Родителям объяснили, что существует реальная угроза оставить меня на второй год. Чтобы избежать этого, им предложили перевести меня в школу по месту жительства. Я упирался. Я не хотел покидать двор на Пироговской, я даже просил родителей оставить меня жить с бабкой — с ненавидимой бабкой! Но еще меньше я готов был уйти из 59-й школы. Там оставались мои друзья.

У родителей нашлись свои резоны. Школа № 103, куда мне по формальным основаниям пришлось бы ходить, находилась километрах в полутора от дома, в одном из самых неблагополучных районов Молдаванки. Чем могла окончиться учеба там, если и в 59-й проблемы множились день ото дня, родители не могли представить.

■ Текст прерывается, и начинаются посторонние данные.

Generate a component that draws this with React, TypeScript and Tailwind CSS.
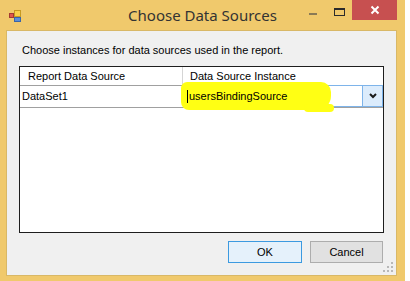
import React from "react";

function FormIcon() {
  return (
    <svg width="13" height="13" viewBox="0 0 13 13">
      <rect x="0.5" y="3.5" width="4" height="4" fill="#e0574c" stroke="#a33a32" />
      <rect x="5.5" y="0.5" width="6" height="6" fill="#f8d04a" stroke="#c79a22" />
      <rect x="5.5" y="7.5" width="6" height="4" fill="#5b8fd6" stroke="#3a64a8" />
    </svg>
  );
}

function SizeGrip() {
  const dots = [
    [8, 0],
    [4, 4],
    [8, 4],
    [0, 8],
    [4, 8],
    [8, 8],
  ];
  return (
    <svg width="11" height="11" viewBox="0 0 11 11">
      {dots.map(([x, y], i) => (
        <rect key={i} x={x} y={y} width="2" height="2" fill="#b8b8b8" />
      ))}
    </svg>
  );
}

export default function App() {
  const ui = { fontFamily: '"Liberation Sans", Arial, sans-serif' };

  return (
    <div className="w-[410px] h-[281px] bg-white overflow-hidden" style={ui}>
      <div className="w-[405px] h-[281px] bg-[#f0c96c] flex flex-col">
        {/* Title bar */}
        <div className="h-[30px] grid grid-cols-[1fr_auto_1fr] items-start shrink-0">
          <div className="pl-[9px] pt-[10px]">
            <FormIcon />
          </div>
          <div
            className="pt-[5px] text-[15px] leading-[20px] text-[#333333]"
            style={{ fontFamily: '"Noto Sans", "Open Sans", sans-serif' }}
          >
            Choose Data Sources
          </div>
          <div className="flex justify-end pr-[8px] items-start">
            <div className="w-[26px] h-[20px] flex items-center justify-center">
              <div className="w-[8px] h-[2px] bg-[#8a7a55] mt-[8px]" />
            </div>
            <div className="w-[26px] h-[20px] flex items-start justify-center pt-[8px]">
              <div className="w-[11px] h-[8px] border border-t-2 border-[#2b2b2b]" />
            </div>
            <div className="w-[45px] h-[20px] bg-[#c75050] flex items-center justify-center">
              <svg width="10" height="10" viewBox="0 0 10 10">
                <path d="M1.5 1.5 L8.5 8.5 M8.5 1.5 L1.5 8.5" stroke="#ffffff" strokeWidth="2" />
              </svg>
            </div>
          </div>
        </div>

        {/* Client area */}
        <div className="ml-[6px] mr-[8px] h-[246px] bg-[#f0f0f0] border border-[#d9b866] relative flex flex-col">
          <div className="pl-[15px] pt-[12px] text-[11px] leading-[14px] text-black">
            Choose instances for data sources used in the report.
          </div>

          {/* Grid */}
          <div className="mt-[9px] ml-[12px] w-[365px] h-[167px] bg-white border border-[#1e1e1e] flex flex-col text-[11px] text-black">
            <div className="h-[19px] flex border-b border-[#a0a0a0]">
              <div className="w-[163px] pl-[8px] border-r border-[#d5d5d5] leading-[19px]">
                Report Data Source
              </div>
              <div className="flex-1 pl-[7px] leading-[19px]">Data Source Instance</div>
            </div>
            <div className="h-[22px] flex border-b border-[#a0a0a0]">
              <div className="w-[163px] pl-[2px] leading-[21px]">DataSet1</div>
              <div className="flex-1 flex border border-[#7eb4ea] h-[22px] -mt-[1px]">
                <div className="flex-1 relative">
                  {/* highlighter mark */}
                  <div className="absolute -left-[3px] -top-[4px] w-[150px] h-[28px] bg-[#ffff14] rounded-[6px_10px_14px_8px]" />
                  <div className="absolute left-[120px] top-[18px] w-[30px] h-[8px] bg-[#ffff14] rounded-[4px]" />
                  <div className="relative pl-[3px] leading-[20px] flex items-center">
                    <span className="w-px h-[13px] bg-black mr-px" />
                    <span>usersBindingSource</span>
                  </div>
                </div>
                <div className="w-[20px] bg-[#dcecfc] border-l border-[#7eb4ea] flex items-center justify-center">
                  <svg width="8" height="6" viewBox="0 0 8 6">
                    <path d="M1 1 L4 4 L7 1" stroke="#1a1a1a" strokeWidth="2" fill="none" />
                  </svg>
                </div>
              </div>
            </div>
          </div>

          {/* Buttons */}
          <div className="mt-[8px] flex justify-end gap-[8px] pr-[13px]">
            <button className="w-[74px] h-[22px] bg-[#e5f1fb] border border-[#3c9ae0] text-[11px] text-black">
              OK
            </button>
            <button className="w-[73px] h-[22px] bg-[#e1e1e1] border border-[#adadad] text-[11px] text-black">
              Cancel
            </button>
          </div>

          <div className="absolute right-[2px] bottom-[2px]">
            <SizeGrip />
          </div>
        </div>
      </div>
    </div>
  );
}
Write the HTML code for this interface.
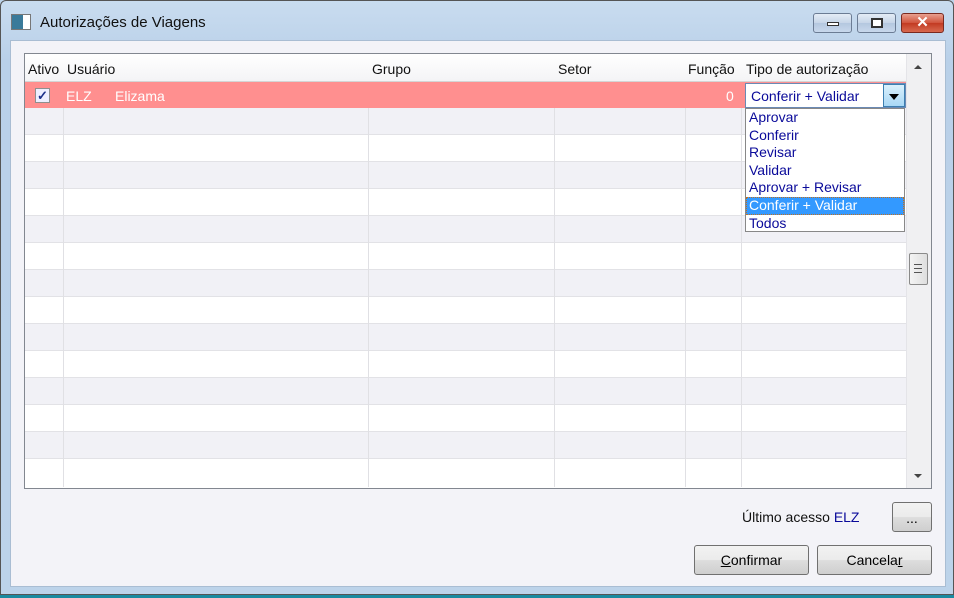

Правда, рядом с домом располагалась школа № 2, но она относилась к другому микрорайону. Конечно, отец, как партработник, мог бы убедить директора взять сына не по прописке. Однако этому мешал мой табель успеваемости. И родители колебались. К моей радости, после каникул я продолжал ходить в прежнюю школу, хотя для этого приходилось ехать несколько остановок трамваем и родители очень беспокоились. Но это продолжалось недолго — какой-то новый конфликт в школе резко ускорил развязку. Родителям предложили компромисс: мне ставят пятерку по поведению, чтобы открыть дорогу в новую школу, а родители немедленно забирают меня. Этот компромисс устроил всех взрослых.

…Последний разговор с Шуряком, оставшийся в памяти, произошел едва ли не в день прощания, в классе, у наших парт рядом с дверью.

— Вячек, — сказал мне уже облачившийся в пальто Додик, — из тебя никогда ничего не выйдет: ты слишком разбрасываешься. — И посмотрел на Баева, который согласно кивнул.

Меня поразил этот разговор, хотя тогда я абсолютно не понял, что Додик имел в виду. Лишь десятилетия спустя, кажется, я стал понимать его. Меня он поразил подведением черты, итогом — Додик вполне рационально понимал, что мы прощаемся навсегда. Я же оставался слишком ребенком, чтобы воспринимать жизнь так трезво, как это делал Шуряк. Мы были ровесниками, но интеллектуально и эмоционально Додик, конечно, был намного взрослее меня.